40% add a few labels to the checkout process, where users really need the information, but only 20% actually provide numbered steps to guide you forward, and most of these are slipped into the context of a FAQ, rather than appearing on the order form.

How about shipping info?

Shipping is another painful subject for consumers, because it can double the cost of some items that seemed like bargains. On these sites, shipping gets an average of 3 questions per site.

How much information is there about returning an item?

Another very contentious issue, returns, earns an average of 1 question per site, often without any real instructions- just rules. We conclude that the sites are generally stingy with information that customers consider critical, perhaps in hopes that customers won’t return anything if they don’t know how.

What kind of information appears in the FAQs?

The customer assistance information is text, text, text. 

No more than a quarter of these sites offer visuals of any kind, such as pictures of tool icons, screenshots, or diagrams.
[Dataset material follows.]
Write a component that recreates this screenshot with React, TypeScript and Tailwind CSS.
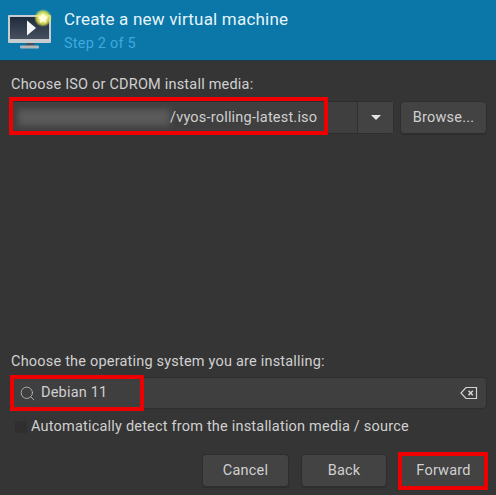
import React from 'react';
import { Search } from 'lucide-react';

const VmIcon = () => (
  <svg width="46" height="42" viewBox="0 0 46 42">
    <defs>
      <radialGradient id="glow">
        <stop offset="0.3" stopColor="#fdfdb0" />
        <stop offset="0.7" stopColor="#e8e84a" stopOpacity="0.8" />
        <stop offset="1" stopColor="#e8e84a" stopOpacity="0" />
      </radialGradient>
      <linearGradient id="screen" x1="0" y1="0" x2="0" y2="1">
        <stop offset="0" stopColor="#1f2a3c" />
        <stop offset="1" stopColor="#46505f" />
      </linearGradient>
    </defs>
    <rect x="0" y="6" width="43" height="28" rx="1" fill="#c9ccce" />
    <rect x="2" y="8" width="39" height="22" fill="url(#screen)" />
    <path d="M19 11.5 L28 19 L19 26.5 Z" fill="#f4f5f5" />
    <rect x="18" y="34" width="8" height="3" fill="#43525c" />
    <rect x="12" y="36.5" width="19" height="3" rx="1" fill="#b3b6b8" />
    <circle cx="35" cy="9" r="9" fill="url(#glow)" />
    <path d="M35 4 L36.5 7.5 L40 8 L37.4 10.4 L38.2 14 L35 12 L31.8 14 L32.6 10.4 L30 8 L33.5 7.5 Z" fill="#fdfde0" />
  </svg>
);

const Button = ({ label, width }: { label: string; width: string }) => (
  <button className={`${width} h-[33px] rounded-[4px] border border-[#2e2e2e] bg-[#434343] text-[14.5px] text-[#d0d0d0] shadow-[0_1px_1px_rgba(0,0,0,0.15)]`}>
    {label}
  </button>
);

export default function App() {
  return (
    <div className="relative flex h-[495px] w-[496px] flex-col overflow-hidden bg-[#353535] font-['Roboto',sans-serif] text-[14.5px] tracking-[0.2px] text-[#d0d0d0]">
      <header className="flex h-[61px] shrink-0 items-center gap-[20px] border-b border-[#1f3a48] bg-[#0a77a8] pl-[8px] pt-[1px]">
        <div className="mb-[2px] w-[46px] pt-[1px]"><VmIcon /></div>
        <div className="-ml-[10px] flex flex-col pt-[1px]">
          <span className="text-[17px] leading-[24px] text-[#e6f4fa]">Create a new virtual machine</span>
          <span className="mt-[1px] text-[14.5px] leading-[24px] text-[#3fa9df]">Step 2 of 5</span>
        </div>
      </header>

      <main className="flex flex-1 flex-col pb-[8px] pl-[11px] pr-[9px]">
        <label className="mt-[15px] leading-[18px]">Choose ISO or CDROM install media:</label>
        <div className="mt-[7px] flex h-[33px] gap-[6px]">
          <div className="flex flex-1 rounded-[4px] border border-[#2e2e2e] bg-[#3f3f3f]">
            <div className="relative flex flex-1 items-center pl-[158px]">
              <div className="absolute left-[6px] top-[7px] h-[17px] w-[152px] bg-[#5a5a5a] blur-[3px]" />
              <span className="relative">/vyos-rolling-latest.iso</span>
            </div>
            <div className="flex w-[36px] items-center justify-center border-l border-[#2e2e2e] bg-[#434343]">
              <div className="h-0 w-0 border-x-[5px] border-t-[5px] border-x-transparent border-t-[#e4e4e4]" />
            </div>
          </div>
          <Button label="Browse..." width="w-[87px]" />
        </div>

        <label className="mt-auto leading-[18px]">Choose the operating system you are installing:</label>
        <div className="mt-[6px] flex h-[32px] items-center rounded-[4px] border border-[#2e2e2e] bg-[#3f3f3f] pl-[7px] pr-[8px]">
          <Search size={17} strokeWidth={1.1} className="text-[#c4c4c4]" />
          <span className="ml-[5px] flex-1">Debian 11</span>
          <svg width="18" height="14" viewBox="0 0 18 14" fill="none" stroke="#d4d4d4" strokeWidth="1.2">
            <path d="M6 1.5 H16.5 V12.5 H6 L1 7 Z" />
            <path d="M8.5 4.8 L12.8 9.2 M12.8 4.8 L8.5 9.2" strokeWidth="1.6" />
          </svg>
        </div>
        <div className="mt-[9px] flex items-center gap-[3px] leading-[18px]">
          <div className="ml-[3px] h-[14px] w-[14px] rounded-[2px] border border-[#353535] bg-[#2f2f2f]" />
          <span>Automatically detect from the installation media / source</span>
        </div>
        <div className="mt-[18px] flex justify-end">
          <Button label="Cancel" width="w-[87px]" />
          <Button label="Back" width="ml-[12px] w-[86px]" />
          <Button label="Forward" width="ml-[13px] w-[87px]" />
        </div>
      </main>

      <div className="absolute left-[9px] top-[97px] h-[38px] w-[319px] border-[4px] border-[#ee0000]" />
      <div className="absolute left-[10px] top-[375px] h-[36px] w-[134px] border-[4px] border-[#ee0000]" />
      <div className="absolute left-[398px] top-[452px] h-[38px] w-[90px] border-[4px] border-[#ee0000]" />
    </div>
  );
}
For a medium that puts a premium on graphics, these information pages are hopelessly old-fashioned, and, since most people do not want to read online, the labor involved in putting together these FAQs may be wasted. Recommendation: Build any FAQ around diagrams and graphics.

How easy is it to scan an FAQ?

Using some of Jakob Nielsen’s ideas about scannability, we found that the sites unanimously provided headings and subheads (but less than half the sites put a meaningful title into the window’s title bar). 

Only 40% put lists into bulleted lists; only 40% put instructions in numbered steps; only 35% emphasized any keywords within the text, and only 35% generally put links at the end of sentences, where they are emphatic. 

The sheer volume of verbiage overwhelms the user, and makes it unlikely that anyone will really read this material.

What overall grade would you give these sites for their customer assistance?

C+. They have done their homework, but perfunctorily. They need to do a better job putting help where users need it, making customer assistance visual, clarifying the name and links to customer assistance.